--- Prompt ---
Each line below must be set down exactly; omit any image you find.
┌──
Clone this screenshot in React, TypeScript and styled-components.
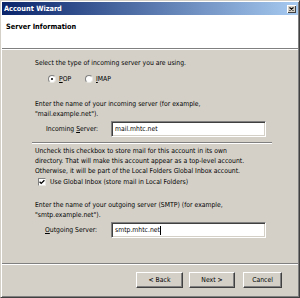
import React from "react";
import styled, { createGlobalStyle } from "styled-components";

const GlobalStyle = createGlobalStyle`
  html, body { margin: 0; padding: 0; background: #d4d0c8; }
  body { font-family: "DejaVu Sans Condensed", "Liberation Sans", Arial, sans-serif; }
  * { box-sizing: border-box; }
`;

const Window = styled.div`
  width: 300px;
  height: 298px;
  background: #d4d0c8;
  border: 1px solid;
  border-color: #d4d0c8 #404040 #404040 #d4d0c8;
  box-shadow: inset 1px 1px #ffffff, inset -1px -1px #808080;
  padding: 1px;
  display: flex;
  flex-direction: column;
  overflow: hidden;
`;

const TitleBar = styled.div`
  height: 13px;
  flex: none;
  display: flex;
  align-items: center;
  justify-content: space-between;
  padding: 0 2px 0 2px;
  background: linear-gradient(to right, #0a246a, #a6caf0);
`;

const TitleText = styled.span`
  color: #ffffff;
  font-weight: bold;
  font-size: 7.3px;
  line-height: 13px;
`;

const CloseButton = styled.div`
  width: 9px;
  height: 8px;
  background: #d4d0c8;
  box-shadow: inset 1px 1px #ffffff, inset -1px -1px #404040;
  display: flex;
  align-items: center;
  justify-content: center;
`;

const Header = styled.div`
  height: 33px;
  flex: none;
  background: #ffffff;
  padding: 7px 0 0 4px;
`;

const HeaderTitle = styled.div`
  font-weight: bold;
  font-size: 7.3px;
  line-height: 10px;
  color: #000;
`;

const Separator = styled.div<{ $mt?: number }>`
  flex: none;
  height: 2px;
  border-top: 1px solid #808080;
  border-bottom: 1px solid #ffffff;
  margin-top: ${(p) => p.$mt ?? 0}px;
`;

const Body = styled.div`
  flex: 1;
  padding: 0 26px 0 30px;
  display: flex;
  flex-direction: column;
`;

const Text = styled.div<{ $mt: number }>`
  font-size: 6.8px;
  line-height: 10px;
  color: #000;
  padding-left: 3px;
  margin-top: ${(p) => p.$mt}px;
  white-space: nowrap;
`;

const RadioRow = styled.div`
  margin-top: 6px;
  height: 9px;
  padding-left: 16px;
  display: flex;
  align-items: center;
  font-size: 6.8px;
  color: #000;
`;

const RadioOption = styled.label<{ $w: number }>`
  display: flex;
  align-items: center;
  gap: 3px;
  width: ${(p) => p.$w}px;
`;

const RadioCircle = styled.span<{ $checked?: boolean }>`
  width: 8px;
  height: 8px;
  border-radius: 50%;
  background: #ffffff;
  border: 1px solid;
  border-color: #808080 #e8e6e0 #e8e6e0 #808080;
  display: flex;
  align-items: center;
  justify-content: center;
  &::after {
    content: "";
    width: 2px;
    height: 2px;
    border-radius: 50%;
    background: ${(p) => (p.$checked ? "#000" : "transparent")};
  }
`;

const U = styled.span`
  text-decoration: underline;
`;

const FieldRow = styled.div<{ $mt: number; $pl: number }>`
  margin-top: ${(p) => p.$mt}px;
  padding-left: ${(p) => p.$pl}px;
  display: flex;
  align-items: center;
  height: 16px;
`;

const FieldLabel = styled.span<{ $w: number }>`
  width: ${(p) => p.$w}px;
  font-size: 6.8px;
  color: #000;
`;

const Input = styled.div`
  width: 155px;
  height: 16px;
  background: #ffffff;
  border: 1px solid;
  border-color: #808080 #ffffff #ffffff #808080;
  box-shadow: inset 1px 1px #404040, inset -1px -1px #d4d0c8;
  font-size: 6.8px;
  line-height: 14px;
  padding-left: 3px;
  color: #000;
  display: flex;
  align-items: center;
`;

const Caret = styled.span`
  display: inline-block;
  width: 1px;
  height: 9px;
  background: #000;
  margin-left: 0.5px;
`;

const CheckRow = styled.div`
  margin-top: 2px;
  height: 8px;
  padding-left: 6px;
  display: flex;
  align-items: center;
  gap: 4px;
  font-size: 6.8px;
  color: #000;
  white-space: nowrap;
`;

const CheckBox = styled.span`
  width: 8px;
  height: 8px;
  flex: none;
  background: #ffffff;
  border: 1px solid;
  border-color: #808080 #e8e6e0 #e8e6e0 #808080;
  display: flex;
  align-items: center;
  justify-content: center;
`;

const Footer = styled.div`
  flex: none;
  display: flex;
  flex-direction: column;
`;

const ButtonRow = styled.div`
  display: flex;
  justify-content: flex-end;
  padding: 7px 16px 8px 0;
`;

const Button = styled.div<{ $w: number; $ml: number }>`
  width: ${(p) => p.$w}px;
  height: 16px;
  margin-left: ${(p) => p.$ml}px;
  background: #d4d0c8;
  border: 1px solid;
  border-color: #ffffff #404040 #404040 #ffffff;
  box-shadow: inset -1px -1px #808080;
  font-size: 6.8px;
  color: #000;
  display: flex;
  align-items: center;
  justify-content: center;
`;

export default function App() {
  return (
    <>
      <GlobalStyle />
      <Window>
        <TitleBar>
          <TitleText>Account Wizard</TitleText>
          <CloseButton>
            <svg width="5" height="4" viewBox="0 0 5 4">
              <path d="M0.5 0.5 L4.5 3.5 M4.5 0.5 L0.5 3.5" stroke="#000" strokeWidth="1.1" />
            </svg>
          </CloseButton>
        </TitleBar>
        <Header>
          <HeaderTitle>Server Information</HeaderTitle>
        </Header>
        <Separator />
        <Body>
          <Text $mt={8}>Select the type of incoming server you are using.</Text>
          <RadioRow>
            <RadioOption $w={37}>
              <RadioCircle $checked />
              <span>
                <U>P</U>OP
              </span>
            </RadioOption>
            <RadioOption $w={40}>
              <RadioCircle />
              <span>
                <U>I</U>MAP
              </span>
            </RadioOption>
          </RadioRow>
          <Text $mt={16}>
            Enter the name of your incoming server (for example,
            <br />
            "mail.example.net").
          </Text>
          <FieldRow $mt={2} $pl={14}>
            <FieldLabel $w={65}>
              Incoming <U>S</U>erver:
            </FieldLabel>
            <Input>mail.mhtc.net</Input>
          </FieldRow>
          <Separator $mt={5} />
          <Text $mt={2}>
            Uncheck this checkbox to store mail for this account in its own
            <br />
            directory. That will make this account appear as a top-level account.
            <br />
            Otherwise, it will be part of the Local Folders Global Inbox account.
          </Text>
          <CheckRow>
            <CheckBox>
              <svg width="6" height="6" viewBox="0 0 6 6">
                <path d="M0.6 2.8 L2.2 4.4 L5.4 1.2" stroke="#000" strokeWidth="1.3" fill="none" />
              </svg>
            </CheckBox>
            <span>Use Global Inbox (store mail in Local Folders)</span>
          </CheckRow>
          <Text $mt={14}>
            Enter the name of your outgoing server (SMTP) (for example,
            <br />
            "smtp.example.net").
          </Text>
          <FieldRow $mt={2} $pl={13}>
            <FieldLabel $w={66}>
              <U>O</U>utgoing Server:
            </FieldLabel>
            <Input>
              smtp.mhtc.net
              <Caret />
            </Input>
          </FieldRow>
        </Body>
        <Footer>
          <Separator />
          <ButtonRow>
            <Button $w={47} $ml={0}>&lt; Back</Button>
            <Button $w={46} $ml={6}>Next &gt;</Button>
            <Button $w={39} $ml={8}>Cancel</Button>
          </ButtonRow>
        </Footer>
      </Window>
    </>
  );
}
└──
--- Solution to this exercise ---
Clone this screenshot in React, TypeScript and styled-components.
import React from "react";
import styled, { createGlobalStyle } from "styled-components";

const GlobalStyle = createGlobalStyle`
  html, body { margin: 0; padding: 0; background: #d4d0c8; }
  body { font-family: "DejaVu Sans Condensed", "Liberation Sans", Arial, sans-serif; }
  * { box-sizing: border-box; }
`;

const Window = styled.div`
  width: 300px;
  height: 298px;
  background: #d4d0c8;
  border: 1px solid;
  border-color: #d4d0c8 #404040 #404040 #d4d0c8;
  box-shadow: inset 1px 1px #ffffff, inset -1px -1px #808080;
  padding: 1px;
  display: flex;
  flex-direction: column;
  overflow: hidden;
`;

const TitleBar = styled.div`
  height: 13px;
  flex: none;
  display: flex;
  align-items: center;
  justify-content: space-between;
  padding: 0 2px 0 2px;
  background: linear-gradient(to right, #0a246a, #a6caf0);
`;

const TitleText = styled.span`
  color: #ffffff;
  font-weight: bold;
  font-size: 7.3px;
  line-height: 13px;
`;

const CloseButton = styled.div`
  width: 9px;
  height: 8px;
  background: #d4d0c8;
  box-shadow: inset 1px 1px #ffffff, inset -1px -1px #404040;
  display: flex;
  align-items: center;
  justify-content: center;
`;

const Header = styled.div`
  height: 33px;
  flex: none;
  background: #ffffff;
  padding: 7px 0 0 4px;
`;

const HeaderTitle = styled.div`
  font-weight: bold;
  font-size: 7.3px;
  line-height: 10px;
  color: #000;
`;

const Separator = styled.div<{ $mt?: number }>`
  flex: none;
  height: 2px;
  border-top: 1px solid #808080;
  border-bottom: 1px solid #ffffff;
  margin-top: ${(p) => p.$mt ?? 0}px;
`;

const Body = styled.div`
  flex: 1;
  padding: 0 26px 0 30px;
  display: flex;
  flex-direction: column;
`;

const Text = styled.div<{ $mt: number }>`
  font-size: 6.8px;
  line-height: 10px;
  color: #000;
  padding-left: 3px;
  margin-top: ${(p) => p.$mt}px;
  white-space: nowrap;
`;

const RadioRow = styled.div`
  margin-top: 6px;
  height: 9px;
  padding-left: 16px;
  display: flex;
  align-items: center;
  font-size: 6.8px;
  color: #000;
`;

const RadioOption = styled.label<{ $w: number }>`
  display: flex;
  align-items: center;
  gap: 3px;
  width: ${(p) => p.$w}px;
`;

const RadioCircle = styled.span<{ $checked?: boolean }>`
  width: 8px;
  height: 8px;
  border-radius: 50%;
  background: #ffffff;
  border: 1px solid;
  border-color: #808080 #e8e6e0 #e8e6e0 #808080;
  display: flex;
  align-items: center;
  justify-content: center;
  &::after {
    content: "";
    width: 2px;
    height: 2px;
    border-radius: 50%;
    background: ${(p) => (p.$checked ? "#000" : "transparent")};
  }
`;

const U = styled.span`
  text-decoration: underline;
`;

const FieldRow = styled.div<{ $mt: number; $pl: number }>`
  margin-top: ${(p) => p.$mt}px;
  padding-left: ${(p) => p.$pl}px;
  display: flex;
  align-items: center;
  height: 16px;
`;

const FieldLabel = styled.span<{ $w: number }>`
  width: ${(p) => p.$w}px;
  font-size: 6.8px;
  color: #000;
`;

const Input = styled.div`
  width: 155px;
  height: 16px;
  background: #ffffff;
  border: 1px solid;
  border-color: #808080 #ffffff #ffffff #808080;
  box-shadow: inset 1px 1px #404040, inset -1px -1px #d4d0c8;
  font-size: 6.8px;
  line-height: 14px;
  padding-left: 3px;
  color: #000;
  display: flex;
  align-items: center;
`;

const Caret = styled.span`
  display: inline-block;
  width: 1px;
  height: 9px;
  background: #000;
  margin-left: 0.5px;
`;

const CheckRow = styled.div`
  margin-top: 2px;
  height: 8px;
  padding-left: 6px;
  display: flex;
  align-items: center;
  gap: 4px;
  font-size: 6.8px;
  color: #000;
  white-space: nowrap;
`;

const CheckBox = styled.span`
  width: 8px;
  height: 8px;
  flex: none;
  background: #ffffff;
  border: 1px solid;
  border-color: #808080 #e8e6e0 #e8e6e0 #808080;
  display: flex;
  align-items: center;
  justify-content: center;
`;

const Footer = styled.div`
  flex: none;
  display: flex;
  flex-direction: column;
`;

const ButtonRow = styled.div`
  display: flex;
  justify-content: flex-end;
  padding: 7px 16px 8px 0;
`;

const Button = styled.div<{ $w: number; $ml: number }>`
  width: ${(p) => p.$w}px;
  height: 16px;
  margin-left: ${(p) => p.$ml}px;
  background: #d4d0c8;
  border: 1px solid;
  border-color: #ffffff #404040 #404040 #ffffff;
  box-shadow: inset -1px -1px #808080;
  font-size: 6.8px;
  color: #000;
  display: flex;
  align-items: center;
  justify-content: center;
`;

export default function App() {
  return (
    <>
      <GlobalStyle />
      <Window>
        <TitleBar>
          <TitleText>Account Wizard</TitleText>
          <CloseButton>
            <svg width="5" height="4" viewBox="0 0 5 4">
              <path d="M0.5 0.5 L4.5 3.5 M4.5 0.5 L0.5 3.5" stroke="#000" strokeWidth="1.1" />
            </svg>
          </CloseButton>
        </TitleBar>
        <Header>
          <HeaderTitle>Server Information</HeaderTitle>
        </Header>
        <Separator />
        <Body>
          <Text $mt={8}>Select the type of incoming server you are using.</Text>
          <RadioRow>
            <RadioOption $w={37}>
              <RadioCircle $checked />
              <span>
                <U>P</U>OP
              </span>
            </RadioOption>
            <RadioOption $w={40}>
              <RadioCircle />
              <span>
                <U>I</U>MAP
              </span>
            </RadioOption>
          </RadioRow>
          <Text $mt={16}>
            Enter the name of your incoming server (for example,
            <br />
            "mail.example.net").
          </Text>
          <FieldRow $mt={2} $pl={14}>
            <FieldLabel $w={65}>
              Incoming <U>S</U>erver:
            </FieldLabel>
            <Input>mail.mhtc.net</Input>
          </FieldRow>
          <Separator $mt={5} />
          <Text $mt={2}>
            Uncheck this checkbox to store mail for this account in its own
            <br />
            directory. That will make this account appear as a top-level account.
            <br />
            Otherwise, it will be part of the Local Folders Global Inbox account.
          </Text>
          <CheckRow>
            <CheckBox>
              <svg width="6" height="6" viewBox="0 0 6 6">
                <path d="M0.6 2.8 L2.2 4.4 L5.4 1.2" stroke="#000" strokeWidth="1.3" fill="none" />
              </svg>
            </CheckBox>
            <span>Use Global Inbox (store mail in Local Folders)</span>
          </CheckRow>
          <Text $mt={14}>
            Enter the name of your outgoing server (SMTP) (for example,
            <br />
            "smtp.example.net").
          </Text>
          <FieldRow $mt={2} $pl={13}>
            <FieldLabel $w={66}>
              <U>O</U>utgoing Server:
            </FieldLabel>
            <Input>
              smtp.mhtc.net
              <Caret />
            </Input>
          </FieldRow>
        </Body>
        <Footer>
          <Separator />
          <ButtonRow>
            <Button $w={47} $ml={0}>&lt; Back</Button>
            <Button $w={46} $ml={6}>Next &gt;</Button>
            <Button $w={39} $ml={8}>Cancel</Button>
          </ButtonRow>
        </Footer>
      </Window>
    </>
  );
}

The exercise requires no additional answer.